MiFID II Market Surveillance


Traders have lived with market surveillance for some time now. In fact many current equity traders probably don’t know of a time before MiFID I where market structure and hence surveillance capabilities were very different. The rest of the market will be brought under the same dominion as their equities-focused colleagues with the introduction of MiFID II and the extension of market surveillance regulations.

The directive stipulates that all trade-related communication is recorded across asset classes, be it email, instant messenger or voice. It also has to be tagged and timestamped and then stored in such a way that it’s readily accessible when requested by the regulator. This is enforced with the threat of increased fines for non-compliance.

This may sound daunting but the reality is that solutions that work for equities will work for other asset classes; potential solutions may well already exist within the institution and need only be extended to cover other trading activity. So for many, compliance with monitoring requirements will not be overly difficult.

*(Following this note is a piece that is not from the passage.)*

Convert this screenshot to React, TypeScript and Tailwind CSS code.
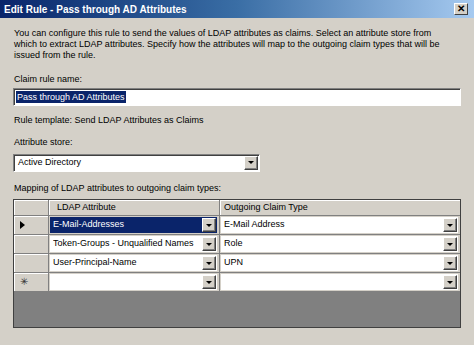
import React from 'react'

const font = "font-['Liberation_Sans',Arial,sans-serif]"

function DropButton() {
  return (
    <div className="w-[14px] h-[14px] shrink-0 bg-[#d4d0c8] border border-t-white border-l-white border-b-[#404040] border-r-[#404040] shadow-[inset_-1px_-1px_0_#808080] flex items-center justify-center">
      <div className="w-0 h-0 border-l-[3px] border-r-[3px] border-t-[3px] border-l-transparent border-r-transparent border-t-black" />
    </div>
  )
}

function Cell({ text, width, selected }: { text: string; width: string; selected?: boolean }) {
  return (
    <div className={`${width} h-full shrink-0 border-r border-[#808080] pl-[1px] py-[1px] pr-[2px]`}>
      <div className={`h-full flex items-center pl-[3px] pr-[1px] ${selected ? 'bg-[#0a246a] text-white' : 'bg-white text-black'}`}>
        <span className="flex-1 truncate">{text}</span>
        <DropButton />
      </div>
    </div>
  )
}

function RowHeader({ marker }: { marker?: 'arrow' | 'star' }) {
  return (
    <div className="w-[35px] h-full shrink-0 bg-[#d4d0c8] border-r border-[#808080] shadow-[inset_1px_1px_0_white] flex items-center pl-[6px]">
      {marker === 'arrow' && (
        <div className="w-0 h-0 border-t-[4px] border-b-[4px] border-l-[5px] border-t-transparent border-b-transparent border-l-black" />
      )}
      {marker === 'star' && <span className="text-[10px] leading-none text-[#333]">✳</span>}
    </div>
  )
}

const rows = [
  { a: 'E-Mail-Addresses', b: 'E-Mail Address', marker: 'arrow' as const, selected: true },
  { a: 'Token-Groups - Unqualified Names', b: 'Role' },
  { a: 'User-Principal-Name', b: 'UPN' },
  { a: '', b: '', marker: 'star' as const },
]

export default function App() {
  return (
    <div className={`w-[474px] h-[345px] bg-[#d4d0c8] overflow-hidden text-[9px] text-black ${font}`}>
      {/* title bar */}
      <div className="h-[18px] bg-gradient-to-r from-[#0a246a] via-[#3a6ea5] to-[#a6caf0] flex items-center justify-between pl-[4px] pr-[6px]">
        <span className="text-white font-bold text-[10px]">Edit Rule - Pass through AD Attributes</span>
        <div className="w-[14px] h-[12px] bg-[#d4d0c8] border border-t-white border-l-white border-b-[#404040] border-r-[#404040] flex items-center justify-center text-[10px] font-bold leading-none">
          ✕
        </div>
      </div>

      <div className="pl-[13px] pr-[13px] pt-[10px]">
        <p className="leading-[11px] pl-[1px] pr-[20px]">
          You can configure this rule to send the values of LDAP attributes as claims. Select an attribute store from
          which to extract LDAP attributes. Specify how the attributes will map to the outgoing claim types that will be
          issued from the rule.
        </p>

        <div className="mt-[12px] pl-[1px]">Claim rule name:</div>
        <div className="mt-[1px] h-[18px] bg-white border border-t-[#808080] border-l-[#808080] border-b-white border-r-white shadow-[inset_1px_1px_0_#404040] flex items-center pl-[2px]">
          <span className="bg-[#0a246a] text-white px-[1px] leading-[12px]">Pass through AD Attributes</span>
        </div>

        <div className="mt-[8px] pl-[1px]">Rule template: Send LDAP Attributes as Claims</div>

        <div className="mt-[9px] pl-[1px]">Attribute store:</div>
        <div className="mt-[4px] w-[247px] h-[18px] bg-white border border-t-[#808080] border-l-[#808080] border-b-white border-r-white shadow-[inset_1px_1px_0_#404040] flex items-center pl-[4px] pr-[1px]">
          <span className="flex-1">Active Directory</span>
          <DropButton />
        </div>

        <div className="mt-[10px] pl-[1px]">Mapping of LDAP attributes to outgoing claim types:</div>

        <div className="mt-[4px] w-[448px] h-[129px] border border-[#404040] bg-[#808080] flex flex-col">
          <div className="h-[16px] flex shrink-0 bg-[#d4d0c8] border-b border-[#808080]">
            <div className="w-[35px] h-full border-r border-[#808080] shadow-[inset_1px_1px_0_white]" />
            <div className="w-[171px] h-full border-r border-[#808080] shadow-[inset_1px_1px_0_white] flex items-center pl-[8px]">
              LDAP Attribute
            </div>
            <div className="flex-1 h-full shadow-[inset_1px_1px_0_white] flex items-center pl-[4px]">Outgoing Claim Type</div>
          </div>
          {rows.map((r, i) => (
            <div key={i} className="h-[19px] flex shrink-0 bg-[#d4d0c8] border-b border-[#808080]">
              <RowHeader marker={r.marker} />
              <Cell text={r.a} width="w-[171px]" selected={r.selected} />
              <Cell text={r.b} width="flex-1 border-r-0" />
            </div>
          ))}
        </div>
      </div>
    </div>
  )
}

However regulatory overlap does present additional challenges.

MiFID II is not the only regulation that demands market surveillance, MAR and Dodd Frank both require oversight. Establishing what level of surveillance is common between these regulations is critical to providing implementation teams a base from which to extend changes to ensure compliance with the nuances of each one.

Compliance in three parts

In the case of MiFID II, voice and data both need to be monitored, timestamped and recorded. The compliance process can be split into three segments – storage, surveillance capabilities and market data needs.

The first place to look is the increased storage requirements that expanded record keeping necessitates. This is a relatively simple decision between hosted, on premise and off-premise. Various factors will need to be considered including the physical space needed, the storage capacity and the potential increase over time.

The main focus of the compliance effort should be the capability of the monitoring systems themselves. The solutions used to comply with MiFID I are coming up to 10 years old and that’s a long time in technology terms – the first iPhone was launched in the same year as MiFID I. And yet market surveillance systems have not been materially upgraded. Indeed in much of Europe, due to privacy laws, market surveillance is rudimentary.

Voice and electronic communications need to be handled differently and the stipulations for both have their own intricacies. Both need to be timestamped but to differing tolerances and while it’s relatively simple to scan electronic communication for signs of irregular behaviour, doing the same for voice is not so straightforward. Speech recognition technologies are still inadequate and nuances of language or dialects are all but indecipherable to software. What about private wires? These are still not IP-based and monitoring may well prove difficult.

Electronic communications by comparison are easier to process. The issue is the plethora of communication tools available, both approved by the institution and not. Clearly monitoring approved channels doesn’t present problems but what about social tools? Facebook Messenger? WhatsApp? Snapchat? How can these be monitored? While there are solutions which enable monitoring and recording, engendering a change in behaviour of traders will be key to ensuring compliance. It’s an oft-reported maxim that surveillance rules are in place to protect traders as well as the wider market.

The third piece in the jigsaw is market data. Pricing data is an essential part of market surveillance and this needs to be incorporated in any record keeping effort. Trade reconstruction is nothing without context and without a picture of the wider market it’s impossible to tell how a trade affected the market – whether the intention was fraudulent or not. Indeed, combining market data feeds with analytics technologies has the potential to reduce false positives and to spot trading behaviours before they become a problem.

Regulation, Reputation and Revenue

Since MiFID II extends coverage to multiple asset classes, all the above monitoring has to take place across trading desks. This may well mean that internal budgeting structures need to change, especially when ongoing servicing agreements and data feed costs need to be factored in to planning. Indeed the effort to comply across asset classes may uncover opportunities for cost or technology arbitrage where systems are common to many different trading desks. The technology will have the same functionality whether trading equities, fixed income or FX and the same market data feeds will be needed regardless of physical location.

And while it might seem that compliance involves a lot of effort with little compensation for the trading floor, the cost of non-compliance could be huge. Several institutions have been in the news after being fined for trading irregularities, and the size of these fines has not been insignificant. A particularly high-profile case has even been referred to the Serious Fraud Office in the UK.

Complying with monitoring requirements will not be the most difficult part of MiFID II and it may have the biggest consequences. It would be tempting to focus on the more interesting parts of the regulation to the detriment of market surveillance but, as recent fines have proved, it’s not something to be taken lightly.